THE TASK ▸ From the listing that follows, output everything exactly except the pictures.

-- Start SOURCE MATERIAL --

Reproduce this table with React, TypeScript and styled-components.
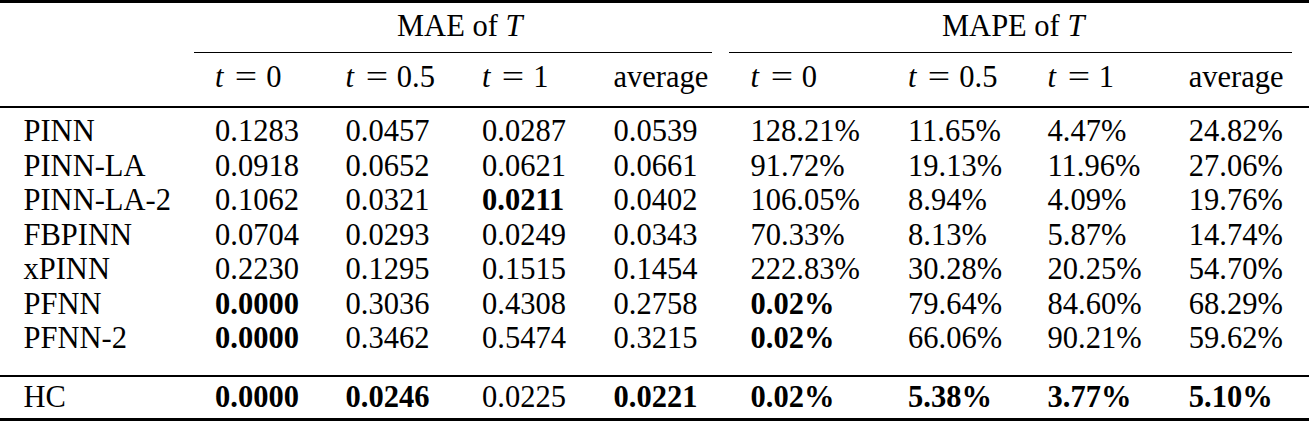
import React from 'react';
import styled, { createGlobalStyle } from 'styled-components';

const Global = createGlobalStyle`
  html, body { margin: 0; padding: 0; background: #ffffff; }
  body {
    font-family: "Liberation Serif", "Times New Roman", serif;
    color: #000000;
  }
`;

const COLS = '215px 130.5px 136.5px 131.5px 137px 157.5px 139.5px 141.3px 1fr';

const Table = styled.div`
  width: 1309px;
  display: flex;
  flex-direction: column;
  font-family: "Liberation Serif", "Times New Roman", serif;
  font-size: 30.5px;
  line-height: 34.5px;
`;

const Rule = styled.div<{ $h: number; $mt: number }>`
  height: ${(p) => p.$h}px;
  margin-top: ${(p) => p.$mt}px;
  background: #000000;
`;

const Row = styled.div<{ $mt?: number }>`
  display: grid;
  grid-template-columns: ${COLS};
  height: 34.5px;
  margin-top: ${(p) => p.$mt ?? 0}px;
  white-space: nowrap;
`;

const Cell = styled.div<{ $bold?: boolean }>`
  font-weight: ${(p) => (p.$bold ? 700 : 400)};
`;

const Label = styled.div`
  padding-left: 23.5px;
`;

const GroupCell = styled.div<{ $from: number; $to: number; $shift: number }>`
  grid-column: ${(p) => p.$from} / ${(p) => p.$to};
  text-align: center;
  padding-right: ${(p) => p.$shift}px;
`;

const CmidRow = styled.div`
  display: flex;
  gap: 17.6px;
  padding-left: 193.6px;
  margin-top: 8.05px;
`;

const Cmid = styled.div<{ $w: number }>`
  width: ${(p) => p.$w}px;
  height: 1.5px;
  background: #000000;
`;

const Var = styled.i`
  font-style: italic;
  padding-right: 0.07em;
`;

const Op = styled.span`
  display: inline-block;
  width: 0.778em;
  margin: 0 0.278em;
  text-align: center;
  transform: scaleX(1.3);
`;

const TEq = ({ v }: { v: string }) => (
  <>
    <Var>t</Var>
    <Op>=</Op>
    {v}
  </>
);

type RowData = { name: string; vals: string[] };

const rows: RowData[] = [
  { name: 'PINN', vals: ['0.1283', '0.0457', '0.0287', '0.0539', '128.21%', '11.65%', '4.47%', '24.82%'] },
  { name: 'PINN-LA', vals: ['0.0918', '0.0652', '0.0621', '0.0661', '91.72%', '19.13%', '11.96%', '27.06%'] },
  { name: 'PINN-LA-2', vals: ['0.1062', '0.0321', '*0.0211', '0.0402', '106.05%', '8.94%', '4.09%', '19.76%'] },
  { name: 'FBPINN', vals: ['0.0704', '0.0293', '0.0249', '0.0343', '70.33%', '8.13%', '5.87%', '14.74%'] },
  { name: 'xPINN', vals: ['0.2230', '0.1295', '0.1515', '0.1454', '222.83%', '30.28%', '20.25%', '54.70%'] },
  { name: 'PFNN', vals: ['*0.0000', '0.3036', '0.4308', '0.2758', '*0.02%', '79.64%', '84.60%', '68.29%'] },
  { name: 'PFNN-2', vals: ['*0.0000', '0.3462', '0.5474', '0.3215', '*0.02%', '66.06%', '90.21%', '59.62%'] },
];

const hc: RowData = {
  name: 'HC',
  vals: ['*0.0000', '*0.0246', '0.0225', '*0.0221', '*0.02%', '*5.38%', '*3.77%', '*5.10%'],
};

const DataRow = ({ d, mt }: { d: RowData; mt?: number }) => (
  <Row $mt={mt}>
    <Label>{d.name}</Label>
    {d.vals.map((v, i) => {
      const bold = v.startsWith('*');
      return (
        <Cell key={i} $bold={bold}>
          {bold ? v.slice(1) : v}
        </Cell>
      );
    })}
  </Row>
);

export default function App() {
  return (
    <>
      <Global />
      <Table>
        <Rule $h={3} $mt={0} />
        <Row $mt={6.45}>
          <Label />
          <GroupCell $from={2} $to={6} $shift={44}>
            MAE of <Var>T</Var>
          </GroupCell>
          <GroupCell $from={6} $to={10} $shift={31}>
            MAPE of <Var>T</Var>
          </GroupCell>
        </Row>
        <CmidRow>
          <Cmid $w={518.1} />
          <Cmid $w={562.4} />
        </CmidRow>
        <Row $mt={6.95}>
          <Label />
          <Cell><TEq v="0" /></Cell>
          <Cell><TEq v="0.5" /></Cell>
          <Cell><TEq v="1" /></Cell>
          <Cell>average</Cell>
          <Cell><TEq v="0" /></Cell>
          <Cell><TEq v="0.5" /></Cell>
          <Cell><TEq v="1" /></Cell>
          <Cell>average</Cell>
        </Row>
        <Rule $h={2} $mt={11.05} />
        {rows.map((d, i) => (
          <DataRow key={d.name} d={d} mt={i === 0 ? 6.15 : 0} />
        ))}
        <Rule $h={2} $mt={19.35} />
        <DataRow d={hc} mt={2.75} />
        <Rule $h={3} $mt={4.25} />
      </Table>
    </>
  );
}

-- End SOURCE MATERIAL --

WRITTEN RESPONSE ▸
Reproduce this table with React, TypeScript and styled-components.
import React from 'react';
import styled, { createGlobalStyle } from 'styled-components';

const Global = createGlobalStyle`
  html, body { margin: 0; padding: 0; background: #ffffff; }
  body {
    font-family: "Liberation Serif", "Times New Roman", serif;
    color: #000000;
  }
`;

const COLS = '215px 130.5px 136.5px 131.5px 137px 157.5px 139.5px 141.3px 1fr';

const Table = styled.div`
  width: 1309px;
  display: flex;
  flex-direction: column;
  font-family: "Liberation Serif", "Times New Roman", serif;
  font-size: 30.5px;
  line-height: 34.5px;
`;

const Rule = styled.div<{ $h: number; $mt: number }>`
  height: ${(p) => p.$h}px;
  margin-top: ${(p) => p.$mt}px;
  background: #000000;
`;

const Row = styled.div<{ $mt?: number }>`
  display: grid;
  grid-template-columns: ${COLS};
  height: 34.5px;
  margin-top: ${(p) => p.$mt ?? 0}px;
  white-space: nowrap;
`;

const Cell = styled.div<{ $bold?: boolean }>`
  font-weight: ${(p) => (p.$bold ? 700 : 400)};
`;

const Label = styled.div`
  padding-left: 23.5px;
`;

const GroupCell = styled.div<{ $from: number; $to: number; $shift: number }>`
  grid-column: ${(p) => p.$from} / ${(p) => p.$to};
  text-align: center;
  padding-right: ${(p) => p.$shift}px;
`;

const CmidRow = styled.div`
  display: flex;
  gap: 17.6px;
  padding-left: 193.6px;
  margin-top: 8.05px;
`;

const Cmid = styled.div<{ $w: number }>`
  width: ${(p) => p.$w}px;
  height: 1.5px;
  background: #000000;
`;

const Var = styled.i`
  font-style: italic;
  padding-right: 0.07em;
`;

const Op = styled.span`
  display: inline-block;
  width: 0.778em;
  margin: 0 0.278em;
  text-align: center;
  transform: scaleX(1.3);
`;

const TEq = ({ v }: { v: string }) => (
  <>
    <Var>t</Var>
    <Op>=</Op>
    {v}
  </>
);

type RowData = { name: string; vals: string[] };

const rows: RowData[] = [
  { name: 'PINN', vals: ['0.1283', '0.0457', '0.0287', '0.0539', '128.21%', '11.65%', '4.47%', '24.82%'] },
  { name: 'PINN-LA', vals: ['0.0918', '0.0652', '0.0621', '0.0661', '91.72%', '19.13%', '11.96%', '27.06%'] },
  { name: 'PINN-LA-2', vals: ['0.1062', '0.0321', '*0.0211', '0.0402', '106.05%', '8.94%', '4.09%', '19.76%'] },
  { name: 'FBPINN', vals: ['0.0704', '0.0293', '0.0249', '0.0343', '70.33%', '8.13%', '5.87%', '14.74%'] },
  { name: 'xPINN', vals: ['0.2230', '0.1295', '0.1515', '0.1454', '222.83%', '30.28%', '20.25%', '54.70%'] },
  { name: 'PFNN', vals: ['*0.0000', '0.3036', '0.4308', '0.2758', '*0.02%', '79.64%', '84.60%', '68.29%'] },
  { name: 'PFNN-2', vals: ['*0.0000', '0.3462', '0.5474', '0.3215', '*0.02%', '66.06%', '90.21%', '59.62%'] },
];

const hc: RowData = {
  name: 'HC',
  vals: ['*0.0000', '*0.0246', '0.0225', '*0.0221', '*0.02%', '*5.38%', '*3.77%', '*5.10%'],
};

const DataRow = ({ d, mt }: { d: RowData; mt?: number }) => (
  <Row $mt={mt}>
    <Label>{d.name}</Label>
    {d.vals.map((v, i) => {
      const bold = v.startsWith('*');
      return (
        <Cell key={i} $bold={bold}>
          {bold ? v.slice(1) : v}
        </Cell>
      );
    })}
  </Row>
);

export default function App() {
  return (
    <>
      <Global />
      <Table>
        <Rule $h={3} $mt={0} />
        <Row $mt={6.45}>
          <Label />
          <GroupCell $from={2} $to={6} $shift={44}>
            MAE of <Var>T</Var>
          </GroupCell>
          <GroupCell $from={6} $to={10} $shift={31}>
            MAPE of <Var>T</Var>
          </GroupCell>
        </Row>
        <CmidRow>
          <Cmid $w={518.1} />
          <Cmid $w={562.4} />
        </CmidRow>
        <Row $mt={6.95}>
          <Label />
          <Cell><TEq v="0" /></Cell>
          <Cell><TEq v="0.5" /></Cell>
          <Cell><TEq v="1" /></Cell>
          <Cell>average</Cell>
          <Cell><TEq v="0" /></Cell>
          <Cell><TEq v="0.5" /></Cell>
          <Cell><TEq v="1" /></Cell>
          <Cell>average</Cell>
        </Row>
        <Rule $h={2} $mt={11.05} />
        {rows.map((d, i) => (
          <DataRow key={d.name} d={d} mt={i === 0 ? 6.15 : 0} />
        ))}
        <Rule $h={2} $mt={19.35} />
        <DataRow d={hc} mt={2.75} />
        <Rule $h={3} $mt={4.25} />
      </Table>
    </>
  );
}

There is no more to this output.